The discomfort with attention for introverts comes from feeling overstimulated, not from finding other people’s curiosity about them irritating. You can distinguish between energy management and actually disliking human interest in your life.
12. Your motivation for social activities
Introverts are selective about social activities but will participate in things they genuinely enjoy or that matter to people they care about, even if they need recovery time afterward. If you only socialise out of obligation and never actually want to be there, you might not like people.
There’s a difference between being choosy about social energy and never wanting to spend energy on anyone else at all. Introverts make conscious choices about when to engage socially, while people who don’t like anyone see all social activities as chores.
13. How you feel about humanity in general
Introverts might find crowds overwhelming and prefer smaller gatherings, but they don’t typically have negative opinions about people as a whole.
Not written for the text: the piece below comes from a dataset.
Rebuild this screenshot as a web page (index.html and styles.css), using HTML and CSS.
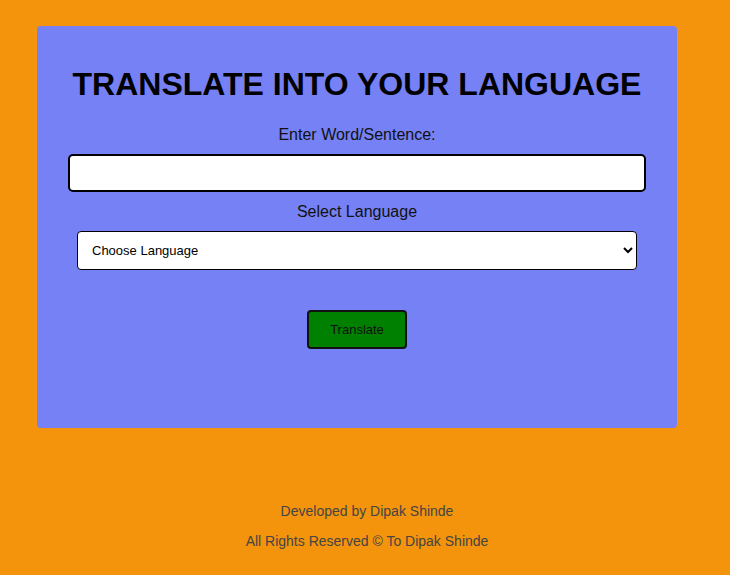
FILE: index.html
```html
<!DOCTYPE html>
<html lang="en">
<head>
<meta charset="utf-8">
<title>Translate</title>
<link rel="stylesheet" href="styles.css">
</head>
<body>
  <main class="card">
    <h1 class="title">TRANSLATE INTO YOUR LANGUAGE</h1>
    <label class="label label-word" for="word">Enter Word/Sentence:</label>
    <input class="text-input" id="word" type="text">
    <label class="label label-lang" for="lang">Select Language</label>
    <select class="lang-select" id="lang">
      <option>Choose Language</option>
      <option>Hindi</option>
      <option>Marathi</option>
    </select>
    <button class="translate-btn" type="button">Translate</button>
  </main>
  <footer class="footer">
    <p class="footer-line">Developed by Dipak Shinde</p>
    <p class="footer-line">All Rights Reserved © To Dipak Shinde</p>
  </footer>
</body>
</html>
```

FILE: styles.css
```css
html, body {
  margin: 0;
  padding: 0;
}
body {
  background: #f3940c;
  font-family: "Liberation Sans", Arial, sans-serif;
  min-height: 575px;
}
.card {
  box-sizing: border-box;
  width: 640px;
  height: 402px;
  margin: 26px 0 0 37px;
  padding-top: 38px;
  background: #7581f5;
  border-radius: 4px;
  display: flex;
  flex-direction: column;
  align-items: center;
}
.title {
  margin: 0;
  font-size: 32px;
  line-height: 40px;
  font-weight: bold;
  color: #000;
}
.label {
  display: block;
  font-size: 16px;
  line-height: 18px;
  color: #111;
}
.label-word {
  margin-top: 22px;
}
.text-input {
  box-sizing: border-box;
  width: 578px;
  height: 38px;
  margin-top: 10px;
  border: 2px solid #000;
  border-radius: 5px;
  background: #fff;
  padding: 0 8px;
  font-size: 16px;
  font-family: inherit;
}
.label-lang {
  margin-top: 11px;
}
.lang-select {
  box-sizing: border-box;
  width: 560px;
  height: 39px;
  margin-top: 10px;
  border: 1px solid #000;
  border-radius: 4px;
  background: #fff;
  padding: 0 10px;
  font-size: 13px;
  font-family: "Liberation Sans", Arial, sans-serif;
  color: #000;
}
.translate-btn {
  box-sizing: border-box;
  width: 100px;
  height: 39px;
  margin-top: 40px;
  background: #008000;
  border: 2px solid #111;
  border-radius: 4px;
  font-family: "Liberation Sans", Arial, sans-serif;
  font-size: 13px;
  color: #111;
}
.footer {
  margin-top: 75px;
  padding-left: 4px;
  text-align: center;
}
.footer-line {
  margin: 0 0 14px;
  font-size: 14px;
  line-height: 16px;
  color: #444;
}
```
If you genuinely think most people are stupid, annoying, or not worth your time, that’s misanthropy, not introversion.
Introverts limit their social exposure for energy management, not because they have fundamental negative beliefs about human nature. If you actively dislike most people and find them inferior to yourself, you’re dealing with something beyond personality type.
14. Your capacity for empathy and emotional connection
Introverts are often highly empathetic and form deep emotional connections with other people, they just do it more selectively and need time to process emotions privately. If you find other people’s feelings annoying or irrelevant, you’re not an introvert.
The ability to care deeply about other people’s experiences and emotions is separate from how much social stimulation you can handle, and many introverts are actually more emotionally sensitive than extroverts. Lack of empathy suggests you don’t like people, not that you’re introverted.